══ THE INPUT ══
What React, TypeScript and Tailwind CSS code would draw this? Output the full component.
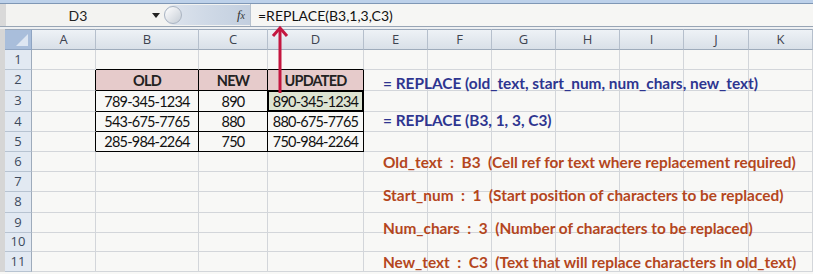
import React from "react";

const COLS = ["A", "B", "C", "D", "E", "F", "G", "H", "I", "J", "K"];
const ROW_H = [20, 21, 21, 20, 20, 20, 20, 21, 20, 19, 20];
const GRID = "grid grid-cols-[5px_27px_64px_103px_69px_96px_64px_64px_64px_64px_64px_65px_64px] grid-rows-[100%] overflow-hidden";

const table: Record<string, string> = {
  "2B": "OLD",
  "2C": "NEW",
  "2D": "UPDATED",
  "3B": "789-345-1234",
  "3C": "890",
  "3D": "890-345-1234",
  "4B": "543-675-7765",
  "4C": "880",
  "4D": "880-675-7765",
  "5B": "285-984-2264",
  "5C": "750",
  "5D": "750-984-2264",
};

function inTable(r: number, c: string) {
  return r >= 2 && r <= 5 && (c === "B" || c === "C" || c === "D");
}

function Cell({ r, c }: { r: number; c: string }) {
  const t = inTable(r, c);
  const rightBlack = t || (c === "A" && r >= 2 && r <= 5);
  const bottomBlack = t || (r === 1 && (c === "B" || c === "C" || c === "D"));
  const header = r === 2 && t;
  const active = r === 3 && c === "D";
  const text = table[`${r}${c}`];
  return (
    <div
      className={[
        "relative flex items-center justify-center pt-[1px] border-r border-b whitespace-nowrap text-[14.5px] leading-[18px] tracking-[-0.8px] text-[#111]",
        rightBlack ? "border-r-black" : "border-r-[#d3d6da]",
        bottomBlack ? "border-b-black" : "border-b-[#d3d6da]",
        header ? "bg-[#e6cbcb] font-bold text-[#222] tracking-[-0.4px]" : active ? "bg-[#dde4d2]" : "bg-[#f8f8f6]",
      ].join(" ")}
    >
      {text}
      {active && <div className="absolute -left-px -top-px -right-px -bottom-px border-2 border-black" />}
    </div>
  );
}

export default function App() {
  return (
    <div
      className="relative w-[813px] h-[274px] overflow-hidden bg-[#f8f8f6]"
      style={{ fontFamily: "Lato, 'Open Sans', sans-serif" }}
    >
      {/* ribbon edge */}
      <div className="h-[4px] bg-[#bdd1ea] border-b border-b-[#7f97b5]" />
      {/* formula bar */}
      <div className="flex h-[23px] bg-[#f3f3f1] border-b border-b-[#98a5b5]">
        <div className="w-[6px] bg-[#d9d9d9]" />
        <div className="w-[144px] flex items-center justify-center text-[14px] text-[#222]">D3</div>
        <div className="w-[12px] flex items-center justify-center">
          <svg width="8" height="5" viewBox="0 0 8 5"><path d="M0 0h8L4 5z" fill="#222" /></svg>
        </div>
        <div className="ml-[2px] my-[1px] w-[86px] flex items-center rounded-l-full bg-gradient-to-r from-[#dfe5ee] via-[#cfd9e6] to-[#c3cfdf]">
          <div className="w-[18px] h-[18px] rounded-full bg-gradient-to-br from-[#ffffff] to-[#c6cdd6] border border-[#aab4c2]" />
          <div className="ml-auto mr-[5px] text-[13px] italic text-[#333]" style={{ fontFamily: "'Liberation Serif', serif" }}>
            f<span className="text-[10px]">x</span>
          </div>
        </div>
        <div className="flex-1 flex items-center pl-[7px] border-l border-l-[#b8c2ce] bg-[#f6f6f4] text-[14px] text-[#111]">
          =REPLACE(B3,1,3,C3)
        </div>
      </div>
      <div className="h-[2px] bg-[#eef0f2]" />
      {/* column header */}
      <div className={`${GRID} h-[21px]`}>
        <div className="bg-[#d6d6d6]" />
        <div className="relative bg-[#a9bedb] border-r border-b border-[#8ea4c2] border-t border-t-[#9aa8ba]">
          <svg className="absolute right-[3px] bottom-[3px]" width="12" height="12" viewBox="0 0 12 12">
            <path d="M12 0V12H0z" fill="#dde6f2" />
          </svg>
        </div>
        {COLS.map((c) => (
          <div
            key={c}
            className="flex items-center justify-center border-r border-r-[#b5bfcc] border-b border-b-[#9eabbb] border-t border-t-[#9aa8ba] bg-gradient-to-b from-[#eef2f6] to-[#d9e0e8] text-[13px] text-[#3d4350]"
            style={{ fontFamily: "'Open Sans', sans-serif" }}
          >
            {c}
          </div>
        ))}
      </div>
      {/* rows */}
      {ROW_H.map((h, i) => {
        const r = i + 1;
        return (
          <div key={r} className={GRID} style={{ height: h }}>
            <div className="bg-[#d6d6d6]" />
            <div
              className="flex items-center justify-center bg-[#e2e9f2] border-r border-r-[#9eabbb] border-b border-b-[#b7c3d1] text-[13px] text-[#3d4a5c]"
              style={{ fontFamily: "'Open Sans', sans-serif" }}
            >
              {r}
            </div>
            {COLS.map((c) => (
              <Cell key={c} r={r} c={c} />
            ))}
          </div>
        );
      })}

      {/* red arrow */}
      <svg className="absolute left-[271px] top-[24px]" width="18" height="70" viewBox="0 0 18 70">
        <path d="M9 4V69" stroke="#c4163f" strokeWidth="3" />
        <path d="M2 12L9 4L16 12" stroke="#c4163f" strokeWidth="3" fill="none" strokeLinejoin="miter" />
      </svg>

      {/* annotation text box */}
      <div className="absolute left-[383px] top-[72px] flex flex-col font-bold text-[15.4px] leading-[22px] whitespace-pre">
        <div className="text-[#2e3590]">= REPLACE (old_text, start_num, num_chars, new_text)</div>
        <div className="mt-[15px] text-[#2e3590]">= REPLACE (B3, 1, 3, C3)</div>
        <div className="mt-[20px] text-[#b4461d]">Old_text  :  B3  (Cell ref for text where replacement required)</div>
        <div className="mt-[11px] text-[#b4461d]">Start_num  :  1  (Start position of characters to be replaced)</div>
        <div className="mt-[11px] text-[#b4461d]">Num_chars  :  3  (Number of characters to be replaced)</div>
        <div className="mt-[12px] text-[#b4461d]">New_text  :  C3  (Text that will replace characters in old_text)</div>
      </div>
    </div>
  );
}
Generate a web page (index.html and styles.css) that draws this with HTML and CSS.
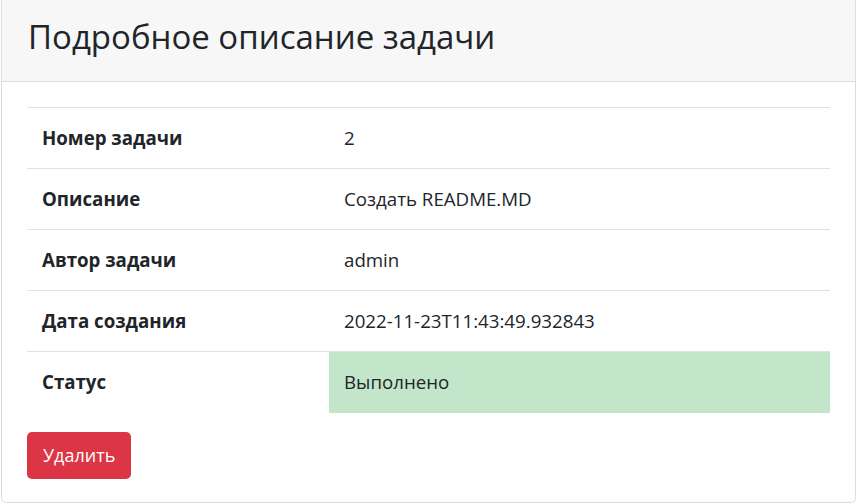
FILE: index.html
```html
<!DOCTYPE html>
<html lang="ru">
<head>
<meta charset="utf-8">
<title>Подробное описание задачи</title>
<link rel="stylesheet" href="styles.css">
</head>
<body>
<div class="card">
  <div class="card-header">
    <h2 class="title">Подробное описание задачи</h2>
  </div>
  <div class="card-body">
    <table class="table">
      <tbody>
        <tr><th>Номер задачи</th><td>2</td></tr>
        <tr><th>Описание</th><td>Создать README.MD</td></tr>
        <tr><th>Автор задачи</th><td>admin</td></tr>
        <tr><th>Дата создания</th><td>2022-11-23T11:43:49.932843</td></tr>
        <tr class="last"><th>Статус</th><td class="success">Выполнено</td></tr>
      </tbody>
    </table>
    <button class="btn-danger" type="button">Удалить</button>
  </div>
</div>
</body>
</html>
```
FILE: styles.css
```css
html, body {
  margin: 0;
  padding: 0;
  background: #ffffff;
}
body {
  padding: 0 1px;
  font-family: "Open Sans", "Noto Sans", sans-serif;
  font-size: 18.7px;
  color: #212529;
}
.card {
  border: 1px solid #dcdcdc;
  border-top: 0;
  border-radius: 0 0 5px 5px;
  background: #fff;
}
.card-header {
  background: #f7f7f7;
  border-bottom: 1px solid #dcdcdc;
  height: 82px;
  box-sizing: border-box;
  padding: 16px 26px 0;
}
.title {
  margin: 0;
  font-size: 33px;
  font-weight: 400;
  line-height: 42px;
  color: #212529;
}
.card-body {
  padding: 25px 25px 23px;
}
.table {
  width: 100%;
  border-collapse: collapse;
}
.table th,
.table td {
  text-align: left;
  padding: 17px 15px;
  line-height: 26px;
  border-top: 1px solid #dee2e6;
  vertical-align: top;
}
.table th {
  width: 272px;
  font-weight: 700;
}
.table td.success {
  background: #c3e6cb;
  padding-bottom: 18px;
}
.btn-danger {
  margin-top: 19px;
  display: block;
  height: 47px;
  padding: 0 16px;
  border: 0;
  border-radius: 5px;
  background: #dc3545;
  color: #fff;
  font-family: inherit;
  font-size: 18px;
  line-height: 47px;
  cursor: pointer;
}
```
═══
YOUR TASK
Give again, word for word, every line from the top of the data through the line with "import React from", both ends included, and exclude the pictures.

COMPLETE ANSWER
What React, TypeScript and Tailwind CSS code would draw this? Output the full component.
import React from "react";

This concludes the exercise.